Identify all lines in the data containing the string "component". Copy them out.

-- BEGIN RECORDS SHOWN --

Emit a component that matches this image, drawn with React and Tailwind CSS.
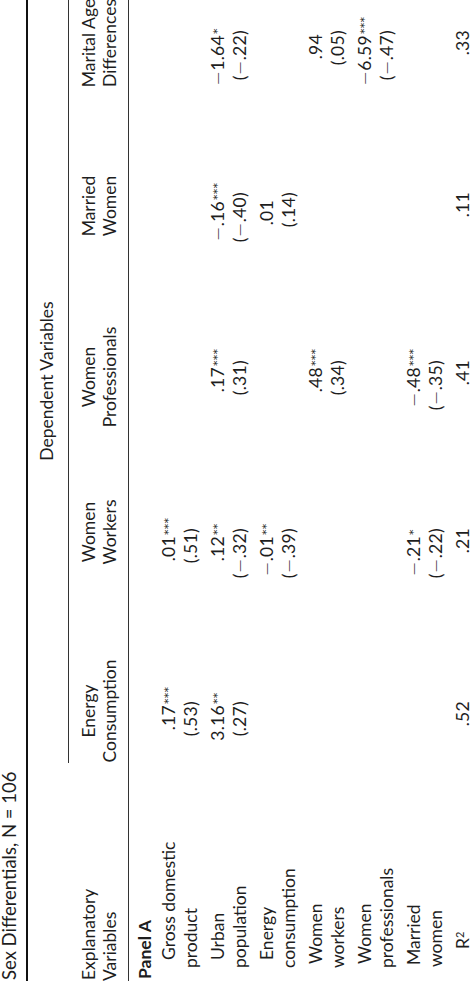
const COLS = [
  { header: ["Energy", "Consumption"], center: 270, rp: 280, rc: 277 },
  { header: ["Women", "Workers"], center: 449, rp: 453, rc: 446 },
  { header: ["Women", "Professionals"], center: 604, rp: 621, rc: 615 },
  { header: ["Married", "Women"], center: 775, rp: 789, rc: 781 },
  { header: ["Marital Age", "Differences"], center: 938, rp: 951, rc: 947 },
];

// each body line: label, indent, gap above, and cell per column
// cell: [value, stars] for coefficients or "(x)" strings for standard errors
const LINES = [
  { label: "Gross domestic", indent: 21, gap: 2, cells: [[".17", "***"], [".01", "***"], null, null, null] },
  { label: "product", indent: 13, gap: 0, cells: ["(.53)", "(.51)", null, null, null] },
  { label: "Urban", indent: 21, gap: 5, cells: [["3.16", "**"], [".12", "**"], [".17", "***"], ["−.16", "***"], ["−1.64", "*"]] },
  { label: "population", indent: 13, gap: 0, cells: ["(.27)", "(−.32)", "(.31)", "(−.40)", "(−.22)"] },
  { label: "Energy", indent: 21, gap: 5, cells: [null, ["−.01", "**"], null, [".01", ""], null] },
  { label: "consumption", indent: 13, gap: 0, cells: [null, "(−.39)", null, "(.14)", null] },
  { label: "Women", indent: 17, gap: 5, cells: [null, null, [".48", "***"], null, [".94", ""]] },
  { label: "workers", indent: 13, gap: 0, cells: [null, null, "(.34)", null, "(.05)"] },
  { label: "Women", indent: 17, gap: 5, cells: [null, null, null, null, ["−6.59", "***"]] },
  { label: "professionals", indent: 13, gap: 0, cells: [null, null, null, null, "(−.47)"] },
  { label: "Married", indent: 16, gap: 5, cells: [null, ["−.21", "*"], ["−.48", "***"], null, null] },
  { label: "women", indent: 14, gap: 0, cells: [null, "(−.22)", "(−.35)", null, null] },
];

const R2 = [".52", ".21", ".41", ".11", ".33"];

// wide minus like the printed table
function Num({ text }) {
  const parts = text.split("−");
  if (parts.length === 1) return text;
  return (
    <>
      {parts[0]}
      <span className="font-['DejaVu_Sans',sans-serif] font-light">−</span>
      {parts[1]}
    </>
  );
}

function Stars({ s }) {
  if (!s) return null;
  return (
    <span className="inline-block w-0 whitespace-nowrap pl-[1px] font-['DejaVu_Sans',sans-serif] text-[11px] leading-none align-[3px]">
      {s}
    </span>
  );
}

function Cell({ cell, col, prev }) {
  if (!cell) return <div style={{ width: col.rp - prev }} />;
  const coef = Array.isArray(cell);
  const right = coef ? col.rc : col.rp;
  return (
    <div className="flex justify-end whitespace-nowrap tracking-[0.3px]" style={{ width: right - prev, marginRight: col.rp - right }}>
      {coef ? (
        <span>
          <Num text={cell[0]} />
          <Stars s={cell[1]} />
        </span>
      ) : (
        <span>
          <Num text={cell} />
        </span>
      )}
    </div>
  );
}

function Row({ label, indent, cells, bold }) {
  let prev = 190;
  return (
    <div className="flex h-[22px] leading-[22px]">
      <div className={`w-[190px] shrink-0 whitespace-nowrap ${bold ? "font-bold" : ""}`} style={{ paddingLeft: indent }}>
        {label}
      </div>
      {cells &&
        cells.map((c, i) => {
          const el = <Cell key={i} cell={c} col={COLS[i]} prev={prev} />;
          prev = COLS[i].rp;
          return el;
        })}
    </div>
  );
}

export default function App() {
  return (
    <div className="h-[981px] w-[474px] overflow-hidden bg-white">
      <div className="h-[474px] w-[981px] origin-top-left -rotate-90 translate-y-[981px] font-['Lato',sans-serif] text-[17.5px] text-[#1e1e1e]">
        <div className="h-[26px] whitespace-nowrap pl-[1px] text-[18.5px] leading-[18px]">
          Sex Differentials, N = 106
        </div>
        <div className="h-[2px] bg-[#111]" />

        <div className="flex h-[100px]">
          <div className="flex w-[218px] shrink-0 flex-col justify-end pb-[8px] leading-[21px]">
            <div className="pl-[1px]">Explanatory</div>
            <div>Variables</div>
          </div>
          <div className="flex flex-1 flex-col">
            <div className="mt-[8px] h-[21px] leading-[21px]">
              <div className="w-[764px] text-center" style={{ marginLeft: 600 - 218 - 382 }}>
                Dependent Variables
              </div>
            </div>
            <div className="mt-[11px] h-px bg-[#333]" />
            <div className="mt-[9px] flex leading-[21px]">
              {COLS.map((c, i) => {
                const prevEdge = i === 0 ? 218 : COLS[i - 1].center + 75;
                return (
                  <div
                    key={i}
                    className="w-[150px] shrink-0 whitespace-nowrap text-center"
                    style={{ marginLeft: c.center - 75 - prevEdge }}
                  >
                    <div>{c.header[0]}</div>
                    <div>{c.header[1]}</div>
                  </div>
                );
              })}
            </div>
          </div>
        </div>
        <div className="h-px bg-[#333]" />

        <div className="flex flex-col pt-[5px]">
          <Row label="Panel A" indent={2} bold />
          {LINES.map((l, i) => (
            <div key={i} style={{ marginTop: l.gap }}>
              <Row label={l.label} indent={l.indent} cells={l.cells} />
            </div>
          ))}
          <div className="mt-[5px]">
            <Row
              label={
                <span>
                  R<sup className="text-[11px]">2</sup>
                </span>
              }
              indent={32}
              cells={R2}
            />
          </div>
        </div>
      </div>
    </div>
  );
}
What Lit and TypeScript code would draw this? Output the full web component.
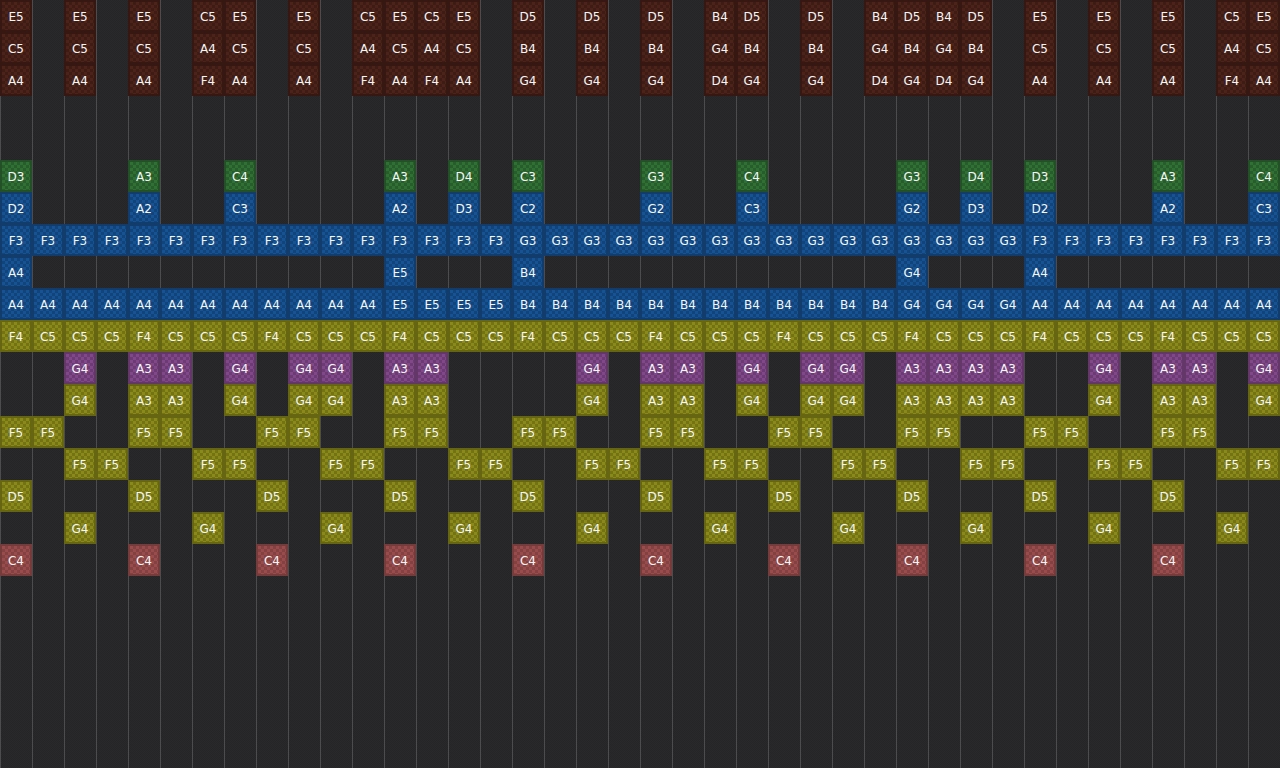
import { css, html, LitElement } from "lit";
import { customElement } from "lit/decorators.js";

type Tone = "maroon" | "green" | "blue" | "olive" | "purple" | "rose";
type Cell = [number, string];

const range = (from: number, to: number, step = 1) => {
  const out: number[] = [];
  for (let i = from; i <= to; i += step) out.push(i);
  return out;
};

const at = (cols: number[], label: string | ((c: number) => string)): Cell[] =>
  cols.map((c) => [c, typeof label === "string" ? label : label(c)]);

const chordCols: Cell[] = [
  [0, "E5"], [2, "E5"], [4, "E5"], [6, "C5"], [7, "E5"], [9, "E5"], [11, "C5"], [12, "E5"],
  [13, "C5"], [14, "E5"], [16, "D5"], [18, "D5"], [20, "D5"], [22, "B4"], [23, "D5"], [25, "D5"],
  [27, "B4"], [28, "D5"], [29, "B4"], [30, "D5"], [32, "E5"], [34, "E5"], [36, "E5"], [38, "C5"], [39, "E5"],
];
const down: Record<string, string> = { E5: "C5", C5: "A4", D5: "B4", B4: "G4" };
const down2: Record<string, string> = { E5: "A4", C5: "F4", D5: "G4", B4: "D4" };

const high: Cell[] = [
  [0, "D3"], [4, "A3"], [7, "C4"], [12, "A3"], [14, "D4"], [16, "C3"], [20, "G3"], [23, "C4"], [28, "G3"], [30, "D4"], [32, "D3"], [36, "A3"], [39, "C4"],
];
const low: Cell[] = high.map(([c, n]) => [c, n[0] + (Number(n[1]) - 1)]);

const padCols: Cell[] = [
  [2, "G4"], [4, "A3"], [5, "A3"], [7, "G4"], [9, "G4"], [10, "G4"], [12, "A3"], [13, "A3"], [18, "G4"], [20, "A3"], [21, "A3"],
  [23, "G4"], [25, "G4"], [26, "G4"], [28, "A3"], [29, "A3"], [30, "A3"], [31, "A3"], [34, "G4"], [36, "A3"], [37, "A3"], [39, "G4"],
];

const rows: { tone: Tone; cells: Cell[] }[] = [
  { tone: "maroon", cells: chordCols },
  { tone: "maroon", cells: chordCols.map(([c, n]) => [c, down[n]] as Cell) },
  { tone: "maroon", cells: chordCols.map(([c, n]) => [c, down2[n]] as Cell) },
  { tone: "maroon", cells: [] },
  { tone: "maroon", cells: [] },
  { tone: "green", cells: high },
  { tone: "blue", cells: low },
  { tone: "blue", cells: at(range(0, 39), (c) => (c >= 16 && c < 32 ? "G3" : "F3")) },
  { tone: "blue", cells: [[0, "A4"], [12, "E5"], [16, "B4"], [28, "G4"], [32, "A4"]] },
  { tone: "blue", cells: at(range(0, 39), (c) => (c < 12 ? "A4" : c < 16 ? "E5" : c < 28 ? "B4" : c < 32 ? "G4" : "A4")) },
  { tone: "olive", cells: at(range(0, 39), (c) => (c % 4 === 0 ? "F4" : "C5")) },
  { tone: "purple", cells: padCols },
  { tone: "olive", cells: padCols },
  { tone: "olive", cells: at(range(0, 39).filter((c) => c % 4 < 2), "F5") },
  { tone: "olive", cells: at(range(0, 39).filter((c) => c % 4 >= 2), "F5") },
  { tone: "olive", cells: at(range(0, 36, 4), "D5") },
  { tone: "olive", cells: at(range(2, 38, 4), "G4") },
  { tone: "rose", cells: at(range(0, 36, 4), "C4") },
];

@customElement("app-root")
export class AppRoot extends LitElement {
  render() {
    return html`
      <div class="roll">
        ${rows.map(
          (row) => html`
            <div class="row">
              ${row.cells.map(
                ([col, note]) =>
                  html`<div class="note ${row.tone}" style="grid-column: ${col + 1}">${note}</div>`
              )}
            </div>
          `
        )}
      </div>
    `;
  }

  static styles = css`
    :host {
      display: block;
      width: 1280px;
      height: 768px;
      overflow: hidden;
    }

    .roll {
      height: 768px;
      background-color: #272729;
      background-image:
        linear-gradient(to right, #4c4c4e 1px, transparent 1px),
        repeating-conic-gradient(#29292b 0 25%, #252527 0 50%);
      background-size: 32px 100%, 2px 2px;
    }

    .row {
      display: grid;
      grid-template-columns: repeat(40, 32px);
      grid-auto-rows: 32px;
      height: 32px;
    }

    .note {
      --base: #444;
      --dark: #333;
      --edge: #222;
      box-sizing: border-box;
      grid-row: 1;
      display: flex;
      align-items: center;
      justify-content: center;
      padding-top: 1px;
      border: 2px solid var(--edge);
      background-color: var(--base);
      background-image: repeating-conic-gradient(var(--dark) 0 25%, var(--base) 0 50%);
      background-size: 6px 6px;
      background-clip: padding-box;
      color: #f6f6f6;
      font: 12px "DejaVu Sans", Verdana, sans-serif;
    }

    .maroon { --base: #4c2219; --dark: #3e1c16; --edge: #361712; }
    .green { --base: #2f7033; --dark: #285c2c; --edge: #245027; }
    .blue { --base: #155394; --dark: #124379; --edge: #113c6c; }
    .olive { --base: #8a8a1a; --dark: #737315; --edge: #666612; }
    .purple { --base: #804888; --dark: #6d3b74; --edge: #633868; }
    .rose { --base: #9a4c4c; --dark: #834242; --edge: #763c3c; }
  `;
}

-- END RECORDS SHOWN --

CORRECT RESPONSE
Emit a component that matches this image, drawn with React and Tailwind CSS.
What Lit and TypeScript code would draw this? Output the full web component.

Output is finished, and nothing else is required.